Trapped 14-Month-Old Baby Rescued From Inside Bank's Vault

Rescue workers were able to reach the crying toddler, trapped four hours.

ByABC News
February 26, 2011, 3:37 PM

Feb. 26, 2011— -- Firefighters worked ferociously for several hours last night to free a 14-month-old toddler who had wandered into Conyers, Ga., bank vault and became trapped.

After pumping oxygen into the air-tight vault at the Wells Fargo bank in Conyers, rescue workers and a safe technician were able to reach the crying toddler, who was trapped for approximately four hours.

According to a spokesman for the Conyers Police Department, the baby and her mother, who are the grandchild and daughter of one of the bank's employees, were inside the premises at the bank's closing time.

Soon the toddler began to wander around the bank, and unbeknownst to her mother, walked into the bank's vault.

The vault, which is fitted with a time-lock close, must have shut immediately after the child wandered inside, according to ABC News affiliate WSB-TV in Atlanta.

"During close down this evening, customers had left the bank and the toddler walked off and walked into the vault and just about the time the vault closed with its time lock," Mike Lee of the Rockdale County Fire Department said.

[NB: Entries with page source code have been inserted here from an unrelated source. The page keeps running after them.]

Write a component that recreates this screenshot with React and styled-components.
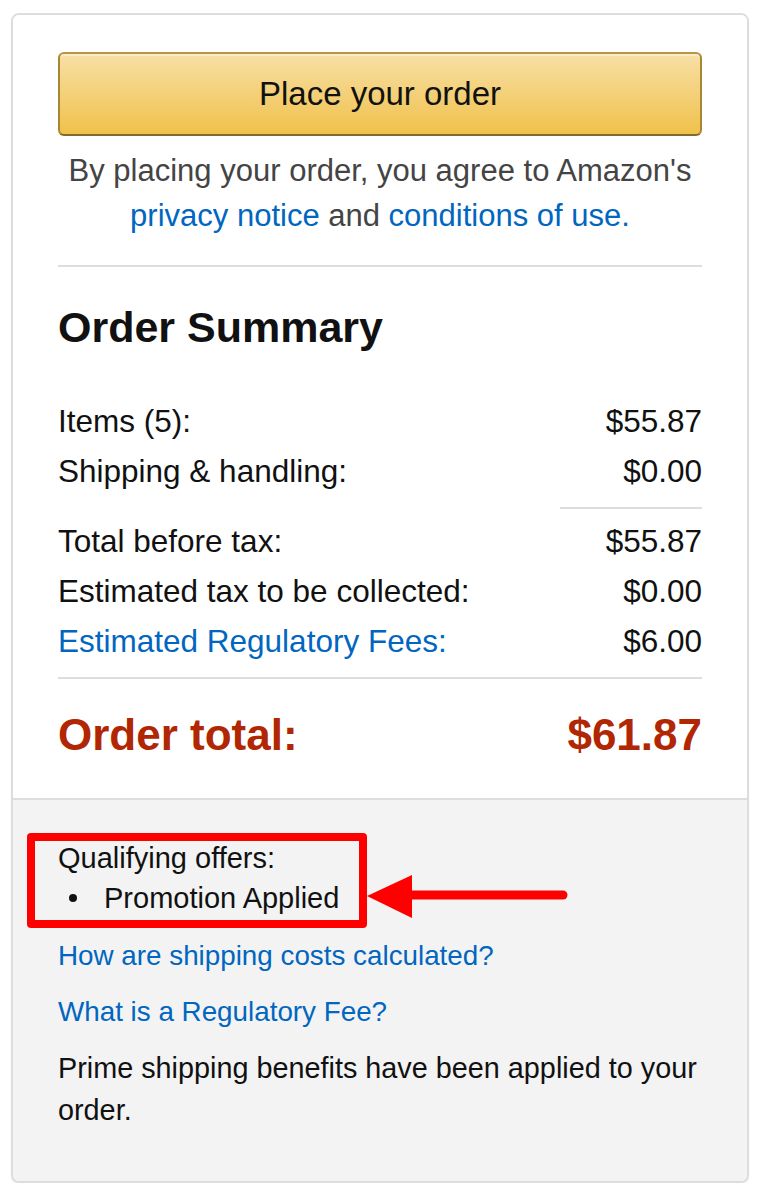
import React from 'react';
import styled, {createGlobalStyle} from 'styled-components';

const GlobalStyle = createGlobalStyle`
  body {
    margin: 0;
    background: #fff;
    font-family: "Liberation Sans", Arial, sans-serif;
    color: #111;
  }
`;

const Page = styled.div`
  padding: 13px 9px 0 11px;
`;

const Card = styled.div`
  width: 738px;
  box-sizing: border-box;
  border: 2px solid #ddd;
  border-radius: 8px;
  overflow: hidden;
  box-shadow: 0 2px 2px rgba(0, 0, 0, 0.06);
`;

const Top = styled.div`
  padding: 37px 45px 33px;
  background: #fff;
`;

const PlaceButton = styled.button`
  display: block;
  width: 100%;
  height: 84px;
  border: 2px solid #a88734;
  border-color: #b8963f #a88734 #846a29;
  border-radius: 6px;
  background: linear-gradient(to bottom, #f7dfa5, #f0c14b);
  box-shadow: inset 0 2px 0 rgba(255, 255, 255, 0.4);
  font-family: inherit;
  font-size: 33px;
  color: #111;
  cursor: pointer;
`;

const Agree = styled.p`
  margin: 12px 0 0;
  text-align: center;
  font-size: 31px;
  line-height: 45px;
  color: #444;
`;

const Link = styled.a`
  color: #0066c0;
  text-decoration: none;
`;

const Rule = styled.hr`
  border: 0;
  border-top: 2px solid #ddd;
  margin: ${p => p.$margin || '0'};
  width: ${p => p.$width || '100%'};
`;

const Heading = styled.h2`
  margin: 35px 0 0;
  font-size: 43px;
  line-height: 50px;
  font-weight: 700;
  color: #111;
`;

const Lines = styled.div`
  margin-top: ${p => p.$top || '0'};
`;

const Row = styled.div`
  display: flex;
  justify-content: space-between;
  font-size: 31.5px;
  line-height: 50px;
  color: #111;
`;

const RowLabel = styled.span`
  color: ${p => (p.$link ? '#0066c0' : '#111')};
`;

const TotalRow = styled.div`
  display: flex;
  justify-content: space-between;
  margin-top: 26px;
  font-size: 44px;
  line-height: 60px;
  font-weight: 700;
  color: #b12704;
`;

const Bottom = styled.div`
  background: #f3f3f3;
  border-top: 2px solid #ddd;
  padding: 38px 45px 50px;
`;

const Offers = styled.div`
  position: relative;
  font-size: 29px;
  line-height: 40px;
  color: #111;
`;

const Bullet = styled.div`
  display: flex;
  align-items: center;
`;

const Dot = styled.span`
  width: 8px;
  height: 8px;
  border-radius: 50%;
  background: #111;
  margin: 0 27px 0 11px;
`;

const Frame = styled.div`
  position: absolute;
  left: -31px;
  top: -5px;
  width: 340px;
  height: 95px;
  box-sizing: border-box;
  border: 8px solid #f00;
  border-radius: 4px;
  pointer-events: none;
`;

const Arrow = styled.svg`
  position: absolute;
  left: 307px;
  top: 34px;
`;

const HelpLink = styled(Link)`
  display: block;
  font-size: 27.8px;
  line-height: 40px;
  margin-top: ${p => p.$top || '0'};
`;

const Note = styled.p`
  margin: 15px 0 0;
  font-size: 28.8px;
  line-height: 42px;
  color: #111;
`;

const App = () => {
  return (
    <Page>
      <GlobalStyle />
      <Card>
        <Top>
          <PlaceButton>Place your order</PlaceButton>
          <Agree>
            By placing your order, you agree to Amazon's{' '}
            <Link href="#">privacy notice</Link> and{' '}
            <Link href="#">conditions of use.</Link>
          </Agree>
          <Rule $margin="27px 0 0" />
          <Heading>Order Summary</Heading>
          <Lines $top="44px">
            <Row><RowLabel>Items (5):</RowLabel><span>$55.87</span></Row>
            <Row><RowLabel>Shipping &amp; handling:</RowLabel><span>$0.00</span></Row>
          </Lines>
          <Rule $width="142px" $margin="11px 0 7px auto" />
          <Lines>
            <Row><RowLabel>Total before tax:</RowLabel><span>$55.87</span></Row>
            <Row><RowLabel>Estimated tax to be collected:</RowLabel><span>$0.00</span></Row>
            <Row><RowLabel $link>Estimated Regulatory Fees:</RowLabel><span>$6.00</span></Row>
          </Lines>
          <Rule $margin="11px 0 0" />
          <TotalRow>
            <span>Order total:</span>
            <span>$61.87</span>
          </TotalRow>
        </Top>
        <Bottom>
          <Offers>
            <div>Qualifying offers:</div>
            <Bullet><Dot />Promotion Applied</Bullet>
            <Frame />
            <Arrow width="204" height="48" viewBox="0 0 204 48">
              <polygon points="2,24 47,3 47,46" fill="#f00" />
              <line x1="44" y1="23" x2="198" y2="23" stroke="#f00" strokeWidth="9" strokeLinecap="round" />
            </Arrow>
          </Offers>
          <HelpLink href="#" $top="18px">How are shipping costs calculated?</HelpLink>
          <HelpLink href="#" $top="16px">What is a Regulatory Fee?</HelpLink>
          <Note>Prime shipping benefits have been applied to your order.</Note>
        </Bottom>
      </Card>
    </Page>
  );
};

export default App;
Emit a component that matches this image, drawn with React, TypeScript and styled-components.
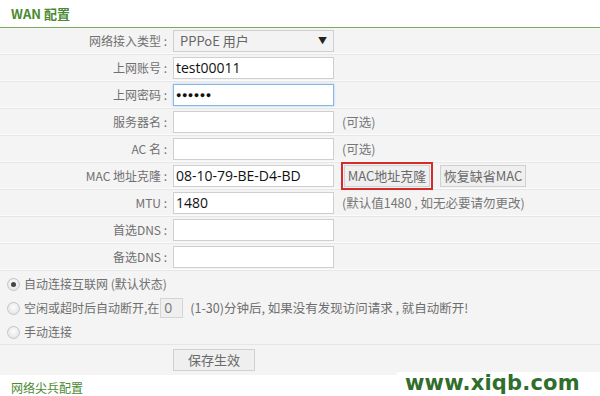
import React from 'react';
import styled, { createGlobalStyle, css } from 'styled-components';

const GlobalStyle = createGlobalStyle`
    html, body {
        margin: 0;
        padding: 0;
        background: #fff;
    }
    body {
        font-family: "Noto Sans CJK SC", "Noto Sans", sans-serif;
        font-size: 12px;
        color: #666;
    }
`

const Page = styled.div`
    position: relative;
    width: 600px;
    height: 396px;
    overflow: hidden;
`

const Title = styled.div`
    height: 27px;
    line-height: 28px;
    padding-left: 11px;
    font-size: 13px;
    font-weight: 700;
    color: #4b8a32;
    border-bottom: 1px solid #7aab5e;
`

const Panel = styled.div`
    background: #f4f4f4;
`

const Row = styled.div`
    display: grid;
    grid-template-columns: 167px 1fr;
    column-gap: 6px;
    align-items: center;
    height: 26px;
    border-bottom: 1px solid #e6e6e6;
    box-shadow: inset 0 -1px 0 #fbfbfb;
`

const Label = styled.div`
    text-align: right;
    white-space: nowrap;
    color: #707070;
    line-height: 18px;
`

const Field = styled.div`
    display: flex;
    align-items: center;
    gap: 7px;
`

const inputBox = css`
    box-sizing: border-box;
    width: 161px;
    height: 22px;
    border: 1px solid #cfcfcf;
    background: #fff;
    padding: 0 2px;
    font-family: "Open Sans", "Noto Sans", sans-serif;
    font-size: 14px;
    line-height: 20px;
    color: #111;
`

const TextBox = styled.div<{ $focused?: boolean }>`
    ${inputBox}
    ${p => p.$focused && css`
        border-color: #86b7e8;
        box-shadow: 0 0 2px #a9cdf2;
    `}
`

const Dots = styled.span`
    font-size: 9px;
    letter-spacing: 0.5px;
    vertical-align: 2px;
`

const SelectBox = styled.div`
    ${inputBox}
    background: #f3f3f3;
    color: #666;
    font-family: "Noto Sans CJK SC", "Noto Sans", sans-serif;
    font-size: 13px;
    padding: 0 6px;
    display: flex;
    justify-content: space-between;
    align-items: center;
`

const Arrow = styled.span`
    font-size: 9px;
    color: #222;
`

const Hint = styled.span`
    color: #777;
    white-space: nowrap;
    margin-left: 1px;
    font-size: 12.5px;
    line-height: 18px;
`

const Button = styled.div<{ $marked?: boolean; $width: number }>`
    box-sizing: border-box;
    width: ${p => p.$width}px;
    height: 22px;
    line-height: 20px;
    text-align: center;
    border: 1px solid #d0d0d0;
    background: #efefef;
    color: #6a6a6a;
    font-size: 13px;
    white-space: nowrap;
    ${p => p.$marked && css`
        outline: 2px solid #d42a2a;
        outline-offset: 1px;
        margin: 0 3px 0 3px;
    `}
`

const RadioGroup = styled.div`
    padding: 1px 0 0 7px;
    border-bottom: 1px solid #e6e6e6;
`

const RadioLine = styled.div`
    display: flex;
    align-items: center;
    height: 24px;
    line-height: 18px;
    gap: 4px;
    white-space: nowrap;
    color: #6e6e6e;
`

const Tail = styled.span`
    font-size: 12.5px;
`

const Radio = styled.span<{ $checked?: boolean }>`
    box-sizing: border-box;
    width: 13px;
    height: 13px;
    border-radius: 50%;
    border: 1px solid #c4c4c4;
    background: radial-gradient(circle at 50% 40%, #fdfdfd, #dedede);
    display: flex;
    align-items: center;
    justify-content: center;
    &::after {
        content: '';
        display: ${p => (p.$checked ? 'block' : 'none')};
        width: 5px;
        height: 5px;
        border-radius: 50%;
        background: #444;
    }
`

const SmallBox = styled.span`
    box-sizing: border-box;
    display: inline-block;
    width: 23px;
    height: 20px;
    line-height: 18px;
    border: 1px solid #d4d4d4;
    background: #efefef;
    color: #777;
    font-family: "Open Sans", sans-serif;
    font-size: 14px;
    padding-left: 3px;
    margin: 0 3px 0 -3px;
`

const SaveRow = styled.div`
    height: 30px;
    display: flex;
    align-items: center;
    padding-left: 173px;
`

const Footer = styled.div`
    padding: 4px 0 0 11px;
    color: #4b8a32;
    font-size: 12px;
    line-height: 18px;
`

const Watermark = styled.div`
    position: absolute;
    left: 397px;
    right: 0;
    bottom: 0;
    height: 24px;
    background: #fff;
    padding-left: 8px;
    font-family: "DejaVu Sans", sans-serif;
    font-weight: 700;
    font-size: 21px;
    line-height: 22px;
    color: #2f6e2c;
    letter-spacing: 0.2px;
`

const App = () => {
    return (
        <Page>
            <GlobalStyle />
            <Title>WAN 配置</Title>
            <Panel>
                <Row>
                    <Label>网络接入类型 :</Label>
                    <Field>
                        <SelectBox>PPPoE 用户<Arrow>▼</Arrow></SelectBox>
                    </Field>
                </Row>
                <Row>
                    <Label>上网账号 :</Label>
                    <Field><TextBox>test00011</TextBox></Field>
                </Row>
                <Row>
                    <Label>上网密码 :</Label>
                    <Field><TextBox $focused><Dots>●●●●●●</Dots></TextBox></Field>
                </Row>
                <Row>
                    <Label>服务器名 :</Label>
                    <Field><TextBox /><Hint>(可选)</Hint></Field>
                </Row>
                <Row>
                    <Label>AC 名 :</Label>
                    <Field><TextBox /><Hint>(可选)</Hint></Field>
                </Row>
                <Row>
                    <Label>MAC 地址克隆 :</Label>
                    <Field>
                        <TextBox>08-10-79-BE-D4-BD</TextBox>
                        <Button $marked $width={86}>MAC地址克隆</Button>
                        <Button $width={86}>恢复缺省MAC</Button>
                    </Field>
                </Row>
                <Row>
                    <Label>MTU :</Label>
                    <Field><TextBox>1480</TextBox><Hint>(默认值1480 , 如无必要请勿更改)</Hint></Field>
                </Row>
                <Row>
                    <Label>首选DNS :</Label>
                    <Field><TextBox /></Field>
                </Row>
                <Row>
                    <Label>备选DNS :</Label>
                    <Field><TextBox /></Field>
                </Row>
                <RadioGroup>
                    <RadioLine><Radio $checked />自动连接互联网 (默认状态)</RadioLine>
                    <RadioLine>
                        <Radio />空闲或超时后自动断开,在<SmallBox>0</SmallBox>
                        <Tail>(1-30)分钟后, 如果没有发现访问请求 , 就自动断开!</Tail>
                    </RadioLine>
                    <RadioLine><Radio />手动连接</RadioLine>
                </RadioGroup>
                <SaveRow>
                    <Button $width={82}>保存生效</Button>
                </SaveRow>
            </Panel>
            <Footer>网络尖兵配置</Footer>
            <Watermark>www.xiqb.com</Watermark>
        </Page>
    );
};

export default App;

After an unsuccessful search, bank staff assumed the child was inside the vault, and they quickly contacted authorities were quickly contacted.

Conyers Police Chief Gene Wilson told The Associated Press it was a "very tense scene " and that it took approximately four hours after the vault locked the child inside for her to be rescued.

"That was one of the better moments I've ever witnessed," Wilson said of the rescue.Ron Snively, the safe technician brought in to free the trapped child, told WSB-TV that the job was nothing out of the ordinary for him -- except for the child.

"This is what I do all the time, other than a child being in there it was an easy job. You take the drill point and unlock it," he said.

"She was crying before I got to her. She was scared because of the drilling noise and all that, but once I heard her crying I knew everything was okay, it was just a matter of time," he added.